Task input:
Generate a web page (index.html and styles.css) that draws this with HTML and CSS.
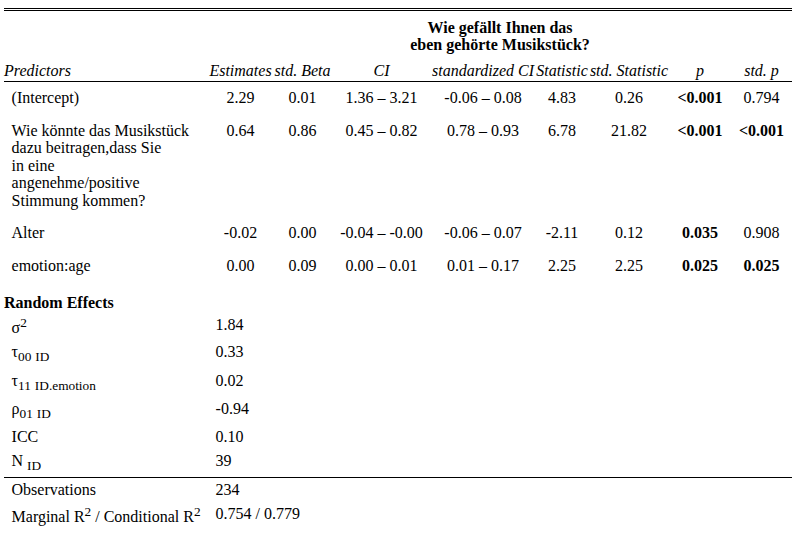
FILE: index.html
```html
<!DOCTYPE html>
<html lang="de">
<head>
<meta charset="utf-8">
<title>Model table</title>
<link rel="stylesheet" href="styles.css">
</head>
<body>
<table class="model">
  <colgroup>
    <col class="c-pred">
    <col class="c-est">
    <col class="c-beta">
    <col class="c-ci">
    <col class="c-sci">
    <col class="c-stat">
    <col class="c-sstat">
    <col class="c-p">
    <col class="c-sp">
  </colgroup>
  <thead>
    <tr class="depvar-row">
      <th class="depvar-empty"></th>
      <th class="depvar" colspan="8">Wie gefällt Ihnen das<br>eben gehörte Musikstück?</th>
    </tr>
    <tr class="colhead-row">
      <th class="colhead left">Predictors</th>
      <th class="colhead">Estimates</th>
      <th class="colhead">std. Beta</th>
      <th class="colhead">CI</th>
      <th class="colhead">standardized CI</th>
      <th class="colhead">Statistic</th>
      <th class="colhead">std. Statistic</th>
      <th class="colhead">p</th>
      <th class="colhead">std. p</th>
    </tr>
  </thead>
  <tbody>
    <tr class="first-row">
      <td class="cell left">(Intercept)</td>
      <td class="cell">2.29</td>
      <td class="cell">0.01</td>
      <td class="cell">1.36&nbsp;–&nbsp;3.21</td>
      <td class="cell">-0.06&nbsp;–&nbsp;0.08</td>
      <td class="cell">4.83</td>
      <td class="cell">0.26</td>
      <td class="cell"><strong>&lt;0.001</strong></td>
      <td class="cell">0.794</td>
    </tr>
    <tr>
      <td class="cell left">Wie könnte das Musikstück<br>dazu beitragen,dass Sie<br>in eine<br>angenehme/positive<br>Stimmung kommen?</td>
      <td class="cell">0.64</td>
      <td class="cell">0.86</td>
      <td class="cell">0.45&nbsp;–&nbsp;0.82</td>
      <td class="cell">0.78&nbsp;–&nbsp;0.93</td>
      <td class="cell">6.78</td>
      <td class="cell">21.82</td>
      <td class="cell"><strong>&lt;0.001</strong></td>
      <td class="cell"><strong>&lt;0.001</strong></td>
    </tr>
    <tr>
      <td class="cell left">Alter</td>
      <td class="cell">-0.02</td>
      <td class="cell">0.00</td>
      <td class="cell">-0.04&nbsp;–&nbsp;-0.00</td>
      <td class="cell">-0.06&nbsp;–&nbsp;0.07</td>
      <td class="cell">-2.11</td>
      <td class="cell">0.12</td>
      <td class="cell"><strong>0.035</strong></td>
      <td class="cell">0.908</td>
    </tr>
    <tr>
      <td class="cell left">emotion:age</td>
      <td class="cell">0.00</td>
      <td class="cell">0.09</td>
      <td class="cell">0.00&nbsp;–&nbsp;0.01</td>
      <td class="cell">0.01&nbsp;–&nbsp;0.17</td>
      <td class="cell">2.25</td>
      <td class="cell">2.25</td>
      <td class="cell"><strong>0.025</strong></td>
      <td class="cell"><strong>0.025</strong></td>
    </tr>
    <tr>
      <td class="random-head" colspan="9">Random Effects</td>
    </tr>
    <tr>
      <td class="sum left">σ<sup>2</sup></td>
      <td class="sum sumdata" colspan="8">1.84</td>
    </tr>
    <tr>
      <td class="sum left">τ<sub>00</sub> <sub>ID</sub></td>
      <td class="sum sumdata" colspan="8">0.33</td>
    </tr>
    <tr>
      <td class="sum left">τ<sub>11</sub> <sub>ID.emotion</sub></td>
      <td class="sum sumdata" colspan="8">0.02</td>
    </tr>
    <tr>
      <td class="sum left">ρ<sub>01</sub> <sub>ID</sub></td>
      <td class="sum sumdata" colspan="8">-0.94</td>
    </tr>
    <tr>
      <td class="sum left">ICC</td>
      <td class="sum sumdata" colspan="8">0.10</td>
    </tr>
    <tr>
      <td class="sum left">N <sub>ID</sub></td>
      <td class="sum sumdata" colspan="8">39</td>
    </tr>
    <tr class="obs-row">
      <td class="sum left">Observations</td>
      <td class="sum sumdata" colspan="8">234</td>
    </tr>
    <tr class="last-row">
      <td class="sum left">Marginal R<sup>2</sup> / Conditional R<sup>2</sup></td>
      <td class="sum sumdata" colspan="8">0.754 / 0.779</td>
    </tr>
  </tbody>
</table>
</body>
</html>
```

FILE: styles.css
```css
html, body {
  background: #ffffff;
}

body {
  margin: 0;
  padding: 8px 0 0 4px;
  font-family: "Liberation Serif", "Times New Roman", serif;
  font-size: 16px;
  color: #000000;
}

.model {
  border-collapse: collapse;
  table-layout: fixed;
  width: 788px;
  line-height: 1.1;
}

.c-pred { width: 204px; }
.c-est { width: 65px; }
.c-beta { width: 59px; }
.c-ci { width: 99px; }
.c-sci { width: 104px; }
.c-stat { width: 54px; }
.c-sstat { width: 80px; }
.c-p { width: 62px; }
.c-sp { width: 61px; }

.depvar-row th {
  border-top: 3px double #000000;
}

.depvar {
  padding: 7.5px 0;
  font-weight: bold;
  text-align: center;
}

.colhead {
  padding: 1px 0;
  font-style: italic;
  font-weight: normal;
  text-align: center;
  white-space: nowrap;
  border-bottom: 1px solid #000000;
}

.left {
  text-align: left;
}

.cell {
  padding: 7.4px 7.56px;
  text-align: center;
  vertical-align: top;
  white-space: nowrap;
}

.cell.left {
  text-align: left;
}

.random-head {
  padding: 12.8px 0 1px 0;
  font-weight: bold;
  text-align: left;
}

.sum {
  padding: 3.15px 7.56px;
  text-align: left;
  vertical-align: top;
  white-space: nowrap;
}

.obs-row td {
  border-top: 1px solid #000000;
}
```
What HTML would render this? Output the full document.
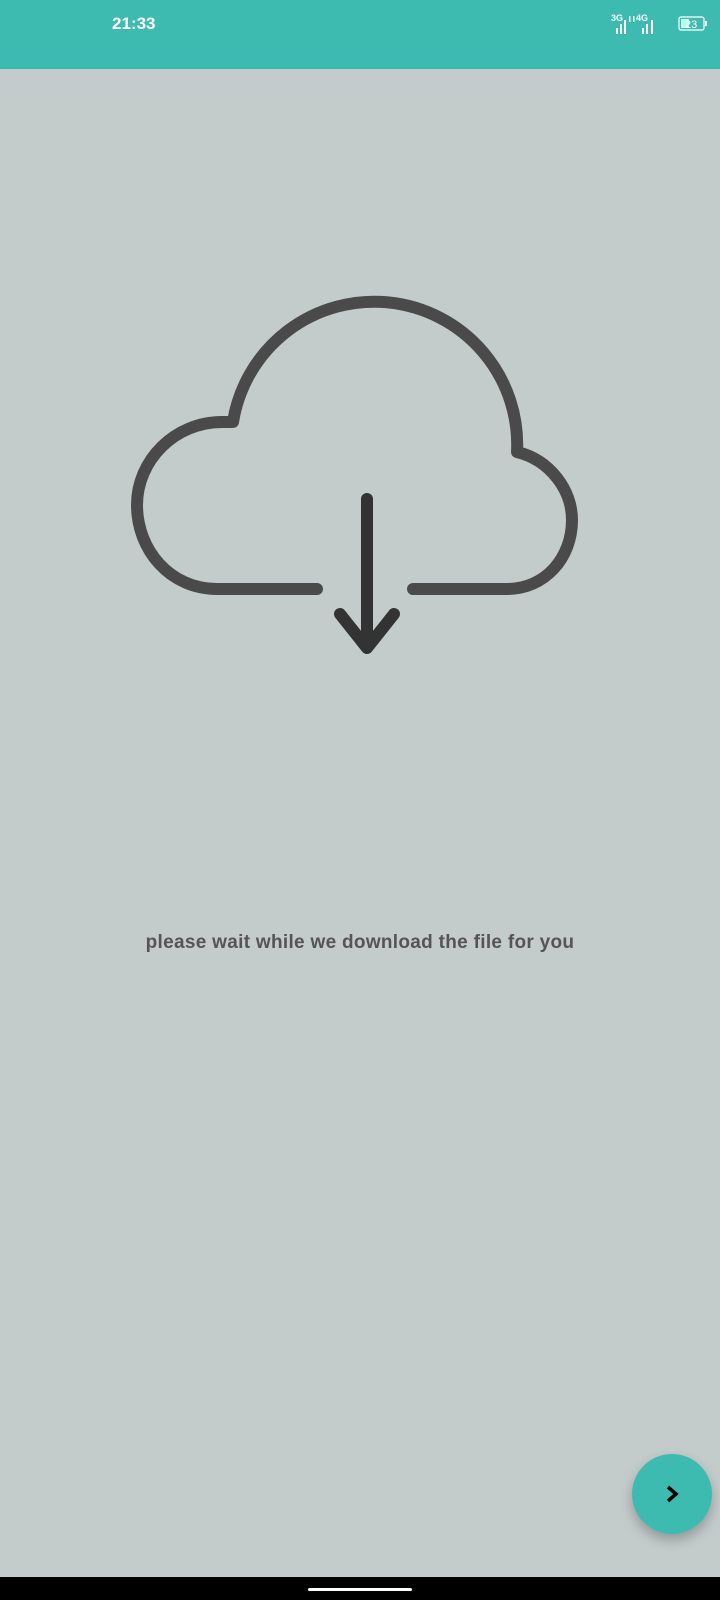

The exercise:
Output the entries above exactly, without their pictures.

Result:
Generate a web page (index.html and styles.css) that draws this with HTML and CSS.
FILE: index.html
```html
<!DOCTYPE html>
<html lang="de">
<head>
<meta charset="utf-8">
<title>Model table</title>
<link rel="stylesheet" href="styles.css">
</head>
<body>
<table class="model">
  <colgroup>
    <col class="c-pred">
    <col class="c-est">
    <col class="c-beta">
    <col class="c-ci">
    <col class="c-sci">
    <col class="c-stat">
    <col class="c-sstat">
    <col class="c-p">
    <col class="c-sp">
  </colgroup>
  <thead>
    <tr class="depvar-row">
      <th class="depvar-empty"></th>
      <th class="depvar" colspan="8">Wie gefällt Ihnen das<br>eben gehörte Musikstück?</th>
    </tr>
    <tr class="colhead-row">
      <th class="colhead left">Predictors</th>
      <th class="colhead">Estimates</th>
      <th class="colhead">std. Beta</th>
      <th class="colhead">CI</th>
      <th class="colhead">standardized CI</th>
      <th class="colhead">Statistic</th>
      <th class="colhead">std. Statistic</th>
      <th class="colhead">p</th>
      <th class="colhead">std. p</th>
    </tr>
  </thead>
  <tbody>
    <tr class="first-row">
      <td class="cell left">(Intercept)</td>
      <td class="cell">2.29</td>
      <td class="cell">0.01</td>
      <td class="cell">1.36&nbsp;–&nbsp;3.21</td>
      <td class="cell">-0.06&nbsp;–&nbsp;0.08</td>
      <td class="cell">4.83</td>
      <td class="cell">0.26</td>
      <td class="cell"><strong>&lt;0.001</strong></td>
      <td class="cell">0.794</td>
    </tr>
    <tr>
      <td class="cell left">Wie könnte das Musikstück<br>dazu beitragen,dass Sie<br>in eine<br>angenehme/positive<br>Stimmung kommen?</td>
      <td class="cell">0.64</td>
      <td class="cell">0.86</td>
      <td class="cell">0.45&nbsp;–&nbsp;0.82</td>
      <td class="cell">0.78&nbsp;–&nbsp;0.93</td>
      <td class="cell">6.78</td>
      <td class="cell">21.82</td>
      <td class="cell"><strong>&lt;0.001</strong></td>
      <td class="cell"><strong>&lt;0.001</strong></td>
    </tr>
    <tr>
      <td class="cell left">Alter</td>
      <td class="cell">-0.02</td>
      <td class="cell">0.00</td>
      <td class="cell">-0.04&nbsp;–&nbsp;-0.00</td>
      <td class="cell">-0.06&nbsp;–&nbsp;0.07</td>
      <td class="cell">-2.11</td>
      <td class="cell">0.12</td>
      <td class="cell"><strong>0.035</strong></td>
      <td class="cell">0.908</td>
    </tr>
    <tr>
      <td class="cell left">emotion:age</td>
      <td class="cell">0.00</td>
      <td class="cell">0.09</td>
      <td class="cell">0.00&nbsp;–&nbsp;0.01</td>
      <td class="cell">0.01&nbsp;–&nbsp;0.17</td>
      <td class="cell">2.25</td>
      <td class="cell">2.25</td>
      <td class="cell"><strong>0.025</strong></td>
      <td class="cell"><strong>0.025</strong></td>
    </tr>
    <tr>
      <td class="random-head" colspan="9">Random Effects</td>
    </tr>
    <tr>
      <td class="sum left">σ<sup>2</sup></td>
      <td class="sum sumdata" colspan="8">1.84</td>
    </tr>
    <tr>
      <td class="sum left">τ<sub>00</sub> <sub>ID</sub></td>
      <td class="sum sumdata" colspan="8">0.33</td>
    </tr>
    <tr>
      <td class="sum left">τ<sub>11</sub> <sub>ID.emotion</sub></td>
      <td class="sum sumdata" colspan="8">0.02</td>
    </tr>
    <tr>
      <td class="sum left">ρ<sub>01</sub> <sub>ID</sub></td>
      <td class="sum sumdata" colspan="8">-0.94</td>
    </tr>
    <tr>
      <td class="sum left">ICC</td>
      <td class="sum sumdata" colspan="8">0.10</td>
    </tr>
    <tr>
      <td class="sum left">N <sub>ID</sub></td>
      <td class="sum sumdata" colspan="8">39</td>
    </tr>
    <tr class="obs-row">
      <td class="sum left">Observations</td>
      <td class="sum sumdata" colspan="8">234</td>
    </tr>
    <tr class="last-row">
      <td class="sum left">Marginal R<sup>2</sup> / Conditional R<sup>2</sup></td>
      <td class="sum sumdata" colspan="8">0.754 / 0.779</td>
    </tr>
  </tbody>
</table>
</body>
</html>
```

FILE: styles.css
```css
html, body {
  background: #ffffff;
}

body {
  margin: 0;
  padding: 8px 0 0 4px;
  font-family: "Liberation Serif", "Times New Roman", serif;
  font-size: 16px;
  color: #000000;
}

.model {
  border-collapse: collapse;
  table-layout: fixed;
  width: 788px;
  line-height: 1.1;
}

.c-pred { width: 204px; }
.c-est { width: 65px; }
.c-beta { width: 59px; }
.c-ci { width: 99px; }
.c-sci { width: 104px; }
.c-stat { width: 54px; }
.c-sstat { width: 80px; }
.c-p { width: 62px; }
.c-sp { width: 61px; }

.depvar-row th {
  border-top: 3px double #000000;
}

.depvar {
  padding: 7.5px 0;
  font-weight: bold;
  text-align: center;
}

.colhead {
  padding: 1px 0;
  font-style: italic;
  font-weight: normal;
  text-align: center;
  white-space: nowrap;
  border-bottom: 1px solid #000000;
}

.left {
  text-align: left;
}

.cell {
  padding: 7.4px 7.56px;
  text-align: center;
  vertical-align: top;
  white-space: nowrap;
}

.cell.left {
  text-align: left;
}

.random-head {
  padding: 12.8px 0 1px 0;
  font-weight: bold;
  text-align: left;
}

.sum {
  padding: 3.15px 7.56px;
  text-align: left;
  vertical-align: top;
  white-space: nowrap;
}

.obs-row td {
  border-top: 1px solid #000000;
}
```
What HTML would render this? Output the full document.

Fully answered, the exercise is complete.